[Requirement]:
Return all of the data exactly as given.

[Record extracts]:

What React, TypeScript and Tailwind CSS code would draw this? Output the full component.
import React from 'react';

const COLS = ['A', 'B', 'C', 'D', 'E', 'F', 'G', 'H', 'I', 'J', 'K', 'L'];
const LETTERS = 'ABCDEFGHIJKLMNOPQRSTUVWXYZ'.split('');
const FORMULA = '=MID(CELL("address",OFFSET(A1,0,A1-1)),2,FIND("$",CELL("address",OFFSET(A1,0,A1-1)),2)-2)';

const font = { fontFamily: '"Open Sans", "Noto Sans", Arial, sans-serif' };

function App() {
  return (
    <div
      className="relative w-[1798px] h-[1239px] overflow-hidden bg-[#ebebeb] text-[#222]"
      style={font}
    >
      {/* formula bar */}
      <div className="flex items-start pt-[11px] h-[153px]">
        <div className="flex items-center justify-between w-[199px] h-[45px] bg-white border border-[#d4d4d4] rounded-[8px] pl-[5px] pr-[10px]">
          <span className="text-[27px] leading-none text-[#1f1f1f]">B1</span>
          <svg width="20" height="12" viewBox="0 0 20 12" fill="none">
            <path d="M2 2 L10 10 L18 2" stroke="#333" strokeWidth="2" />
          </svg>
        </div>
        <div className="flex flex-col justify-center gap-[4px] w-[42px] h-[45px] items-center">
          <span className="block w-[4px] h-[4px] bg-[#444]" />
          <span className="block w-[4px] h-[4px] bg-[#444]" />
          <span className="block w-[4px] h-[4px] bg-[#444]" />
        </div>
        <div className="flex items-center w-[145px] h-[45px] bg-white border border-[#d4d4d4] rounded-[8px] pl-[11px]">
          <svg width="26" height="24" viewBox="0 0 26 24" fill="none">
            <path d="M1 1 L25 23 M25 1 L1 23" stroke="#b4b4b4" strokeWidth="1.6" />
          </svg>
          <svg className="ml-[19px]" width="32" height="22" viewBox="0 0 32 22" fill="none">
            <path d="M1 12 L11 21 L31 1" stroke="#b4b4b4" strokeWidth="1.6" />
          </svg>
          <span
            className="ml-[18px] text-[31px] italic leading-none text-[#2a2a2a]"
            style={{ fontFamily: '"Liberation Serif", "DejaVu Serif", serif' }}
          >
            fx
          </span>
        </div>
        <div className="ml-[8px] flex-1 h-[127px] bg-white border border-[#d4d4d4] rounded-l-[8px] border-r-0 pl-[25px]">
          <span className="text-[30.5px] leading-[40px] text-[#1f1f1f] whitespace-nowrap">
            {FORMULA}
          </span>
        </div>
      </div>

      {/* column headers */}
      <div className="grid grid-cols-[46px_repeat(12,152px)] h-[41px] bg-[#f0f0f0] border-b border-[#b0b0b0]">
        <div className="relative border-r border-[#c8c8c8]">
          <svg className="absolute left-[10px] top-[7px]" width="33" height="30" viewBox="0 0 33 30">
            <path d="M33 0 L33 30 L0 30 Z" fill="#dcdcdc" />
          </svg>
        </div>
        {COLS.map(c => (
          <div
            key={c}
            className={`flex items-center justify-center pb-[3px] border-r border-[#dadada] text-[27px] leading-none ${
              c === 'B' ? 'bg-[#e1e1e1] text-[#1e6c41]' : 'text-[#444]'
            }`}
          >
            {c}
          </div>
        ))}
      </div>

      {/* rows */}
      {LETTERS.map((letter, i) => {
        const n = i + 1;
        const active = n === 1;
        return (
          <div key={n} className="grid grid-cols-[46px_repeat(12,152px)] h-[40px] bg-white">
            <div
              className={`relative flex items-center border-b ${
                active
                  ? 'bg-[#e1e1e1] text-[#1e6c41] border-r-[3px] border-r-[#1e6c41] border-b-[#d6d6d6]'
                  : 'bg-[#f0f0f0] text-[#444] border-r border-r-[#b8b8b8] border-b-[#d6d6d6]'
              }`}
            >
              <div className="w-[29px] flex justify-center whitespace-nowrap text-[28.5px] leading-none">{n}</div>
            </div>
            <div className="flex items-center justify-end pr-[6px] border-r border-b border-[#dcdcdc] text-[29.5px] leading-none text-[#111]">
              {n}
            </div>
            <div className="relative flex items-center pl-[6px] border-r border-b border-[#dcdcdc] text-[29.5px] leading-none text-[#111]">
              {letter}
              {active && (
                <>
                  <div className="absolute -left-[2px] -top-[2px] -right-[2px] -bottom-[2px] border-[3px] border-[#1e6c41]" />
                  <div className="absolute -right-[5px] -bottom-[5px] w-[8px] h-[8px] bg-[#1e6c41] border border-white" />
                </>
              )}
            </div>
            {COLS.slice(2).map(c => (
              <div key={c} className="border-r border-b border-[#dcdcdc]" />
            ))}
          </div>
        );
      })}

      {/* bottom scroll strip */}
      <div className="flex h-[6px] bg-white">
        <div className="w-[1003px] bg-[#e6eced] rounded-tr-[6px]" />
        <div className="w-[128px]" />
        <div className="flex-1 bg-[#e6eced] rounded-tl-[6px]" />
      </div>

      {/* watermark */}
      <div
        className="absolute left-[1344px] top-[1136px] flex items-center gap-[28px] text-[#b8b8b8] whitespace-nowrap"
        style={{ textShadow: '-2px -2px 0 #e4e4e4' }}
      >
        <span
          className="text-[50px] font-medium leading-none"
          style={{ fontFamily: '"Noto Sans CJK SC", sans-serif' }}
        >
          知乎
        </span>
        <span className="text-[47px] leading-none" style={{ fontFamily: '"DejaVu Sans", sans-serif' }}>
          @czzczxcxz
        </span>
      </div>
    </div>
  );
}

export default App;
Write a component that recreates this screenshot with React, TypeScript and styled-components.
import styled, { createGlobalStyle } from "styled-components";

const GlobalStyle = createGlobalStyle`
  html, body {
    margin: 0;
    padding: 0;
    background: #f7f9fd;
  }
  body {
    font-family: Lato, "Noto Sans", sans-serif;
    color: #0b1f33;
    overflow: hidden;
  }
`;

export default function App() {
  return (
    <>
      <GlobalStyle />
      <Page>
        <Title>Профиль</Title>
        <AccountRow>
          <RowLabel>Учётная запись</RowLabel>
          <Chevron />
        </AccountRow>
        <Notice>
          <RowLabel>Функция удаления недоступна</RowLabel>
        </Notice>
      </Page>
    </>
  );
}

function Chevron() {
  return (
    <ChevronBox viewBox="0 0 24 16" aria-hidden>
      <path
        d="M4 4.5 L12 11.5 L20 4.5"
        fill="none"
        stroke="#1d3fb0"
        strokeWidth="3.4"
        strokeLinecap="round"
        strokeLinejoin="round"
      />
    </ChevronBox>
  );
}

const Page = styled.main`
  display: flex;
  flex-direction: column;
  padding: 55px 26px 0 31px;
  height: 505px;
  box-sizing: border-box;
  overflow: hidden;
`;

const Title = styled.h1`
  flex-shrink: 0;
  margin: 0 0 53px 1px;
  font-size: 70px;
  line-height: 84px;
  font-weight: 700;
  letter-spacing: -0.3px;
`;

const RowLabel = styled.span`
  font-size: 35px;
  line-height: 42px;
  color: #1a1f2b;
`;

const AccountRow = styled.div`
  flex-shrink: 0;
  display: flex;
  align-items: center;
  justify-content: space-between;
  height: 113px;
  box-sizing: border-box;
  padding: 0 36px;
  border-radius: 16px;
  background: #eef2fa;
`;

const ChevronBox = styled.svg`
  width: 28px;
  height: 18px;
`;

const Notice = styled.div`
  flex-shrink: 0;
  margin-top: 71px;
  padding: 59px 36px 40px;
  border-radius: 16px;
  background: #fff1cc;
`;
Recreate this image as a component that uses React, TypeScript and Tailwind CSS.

[Full solution]:
What React, TypeScript and Tailwind CSS code would draw this? Output the full component.
import React from 'react';

const COLS = ['A', 'B', 'C', 'D', 'E', 'F', 'G', 'H', 'I', 'J', 'K', 'L'];
const LETTERS = 'ABCDEFGHIJKLMNOPQRSTUVWXYZ'.split('');
const FORMULA = '=MID(CELL("address",OFFSET(A1,0,A1-1)),2,FIND("$",CELL("address",OFFSET(A1,0,A1-1)),2)-2)';

const font = { fontFamily: '"Open Sans", "Noto Sans", Arial, sans-serif' };

function App() {
  return (
    <div
      className="relative w-[1798px] h-[1239px] overflow-hidden bg-[#ebebeb] text-[#222]"
      style={font}
    >
      {/* formula bar */}
      <div className="flex items-start pt-[11px] h-[153px]">
        <div className="flex items-center justify-between w-[199px] h-[45px] bg-white border border-[#d4d4d4] rounded-[8px] pl-[5px] pr-[10px]">
          <span className="text-[27px] leading-none text-[#1f1f1f]">B1</span>
          <svg width="20" height="12" viewBox="0 0 20 12" fill="none">
            <path d="M2 2 L10 10 L18 2" stroke="#333" strokeWidth="2" />
          </svg>
        </div>
        <div className="flex flex-col justify-center gap-[4px] w-[42px] h-[45px] items-center">
          <span className="block w-[4px] h-[4px] bg-[#444]" />
          <span className="block w-[4px] h-[4px] bg-[#444]" />
          <span className="block w-[4px] h-[4px] bg-[#444]" />
        </div>
        <div className="flex items-center w-[145px] h-[45px] bg-white border border-[#d4d4d4] rounded-[8px] pl-[11px]">
          <svg width="26" height="24" viewBox="0 0 26 24" fill="none">
            <path d="M1 1 L25 23 M25 1 L1 23" stroke="#b4b4b4" strokeWidth="1.6" />
          </svg>
          <svg className="ml-[19px]" width="32" height="22" viewBox="0 0 32 22" fill="none">
            <path d="M1 12 L11 21 L31 1" stroke="#b4b4b4" strokeWidth="1.6" />
          </svg>
          <span
            className="ml-[18px] text-[31px] italic leading-none text-[#2a2a2a]"
            style={{ fontFamily: '"Liberation Serif", "DejaVu Serif", serif' }}
          >
            fx
          </span>
        </div>
        <div className="ml-[8px] flex-1 h-[127px] bg-white border border-[#d4d4d4] rounded-l-[8px] border-r-0 pl-[25px]">
          <span className="text-[30.5px] leading-[40px] text-[#1f1f1f] whitespace-nowrap">
            {FORMULA}
          </span>
        </div>
      </div>

      {/* column headers */}
      <div className="grid grid-cols-[46px_repeat(12,152px)] h-[41px] bg-[#f0f0f0] border-b border-[#b0b0b0]">
        <div className="relative border-r border-[#c8c8c8]">
          <svg className="absolute left-[10px] top-[7px]" width="33" height="30" viewBox="0 0 33 30">
            <path d="M33 0 L33 30 L0 30 Z" fill="#dcdcdc" />
          </svg>
        </div>
        {COLS.map(c => (
          <div
            key={c}
            className={`flex items-center justify-center pb-[3px] border-r border-[#dadada] text-[27px] leading-none ${
              c === 'B' ? 'bg-[#e1e1e1] text-[#1e6c41]' : 'text-[#444]'
            }`}
          >
            {c}
          </div>
        ))}
      </div>

      {/* rows */}
      {LETTERS.map((letter, i) => {
        const n = i + 1;
        const active = n === 1;
        return (
          <div key={n} className="grid grid-cols-[46px_repeat(12,152px)] h-[40px] bg-white">
            <div
              className={`relative flex items-center border-b ${
                active
                  ? 'bg-[#e1e1e1] text-[#1e6c41] border-r-[3px] border-r-[#1e6c41] border-b-[#d6d6d6]'
                  : 'bg-[#f0f0f0] text-[#444] border-r border-r-[#b8b8b8] border-b-[#d6d6d6]'
              }`}
            >
              <div className="w-[29px] flex justify-center whitespace-nowrap text-[28.5px] leading-none">{n}</div>
            </div>
            <div className="flex items-center justify-end pr-[6px] border-r border-b border-[#dcdcdc] text-[29.5px] leading-none text-[#111]">
              {n}
            </div>
            <div className="relative flex items-center pl-[6px] border-r border-b border-[#dcdcdc] text-[29.5px] leading-none text-[#111]">
              {letter}
              {active && (
                <>
                  <div className="absolute -left-[2px] -top-[2px] -right-[2px] -bottom-[2px] border-[3px] border-[#1e6c41]" />
                  <div className="absolute -right-[5px] -bottom-[5px] w-[8px] h-[8px] bg-[#1e6c41] border border-white" />
                </>
              )}
            </div>
            {COLS.slice(2).map(c => (
              <div key={c} className="border-r border-b border-[#dcdcdc]" />
            ))}
          </div>
        );
      })}

      {/* bottom scroll strip */}
      <div className="flex h-[6px] bg-white">
        <div className="w-[1003px] bg-[#e6eced] rounded-tr-[6px]" />
        <div className="w-[128px]" />
        <div className="flex-1 bg-[#e6eced] rounded-tl-[6px]" />
      </div>

      {/* watermark */}
      <div
        className="absolute left-[1344px] top-[1136px] flex items-center gap-[28px] text-[#b8b8b8] whitespace-nowrap"
        style={{ textShadow: '-2px -2px 0 #e4e4e4' }}
      >
        <span
          className="text-[50px] font-medium leading-none"
          style={{ fontFamily: '"Noto Sans CJK SC", sans-serif' }}
        >
          知乎
        </span>
        <span className="text-[47px] leading-none" style={{ fontFamily: '"DejaVu Sans", sans-serif' }}>
          @czzczxcxz
        </span>
      </div>
    </div>
  );
}

export default App;
Write a component that recreates this screenshot with React, TypeScript and styled-components.
import styled, { createGlobalStyle } from "styled-components";

const GlobalStyle = createGlobalStyle`
  html, body {
    margin: 0;
    padding: 0;
    background: #f7f9fd;
  }
  body {
    font-family: Lato, "Noto Sans", sans-serif;
    color: #0b1f33;
    overflow: hidden;
  }
`;

export default function App() {
  return (
    <>
      <GlobalStyle />
      <Page>
        <Title>Профиль</Title>
        <AccountRow>
          <RowLabel>Учётная запись</RowLabel>
          <Chevron />
        </AccountRow>
        <Notice>
          <RowLabel>Функция удаления недоступна</RowLabel>
        </Notice>
      </Page>
    </>
  );
}

function Chevron() {
  return (
    <ChevronBox viewBox="0 0 24 16" aria-hidden>
      <path
        d="M4 4.5 L12 11.5 L20 4.5"
        fill="none"
        stroke="#1d3fb0"
        strokeWidth="3.4"
        strokeLinecap="round"
        strokeLinejoin="round"
      />
    </ChevronBox>
  );
}

const Page = styled.main`
  display: flex;
  flex-direction: column;
  padding: 55px 26px 0 31px;
  height: 505px;
  box-sizing: border-box;
  overflow: hidden;
`;

const Title = styled.h1`
  flex-shrink: 0;
  margin: 0 0 53px 1px;
  font-size: 70px;
  line-height: 84px;
  font-weight: 700;
  letter-spacing: -0.3px;
`;

const RowLabel = styled.span`
  font-size: 35px;
  line-height: 42px;
  color: #1a1f2b;
`;

const AccountRow = styled.div`
  flex-shrink: 0;
  display: flex;
  align-items: center;
  justify-content: space-between;
  height: 113px;
  box-sizing: border-box;
  padding: 0 36px;
  border-radius: 16px;
  background: #eef2fa;
`;

const ChevronBox = styled.svg`
  width: 28px;
  height: 18px;
`;

const Notice = styled.div`
  flex-shrink: 0;
  margin-top: 71px;
  padding: 59px 36px 40px;
  border-radius: 16px;
  background: #fff1cc;
`;
Recreate this image as a component that uses React, TypeScript and Tailwind CSS.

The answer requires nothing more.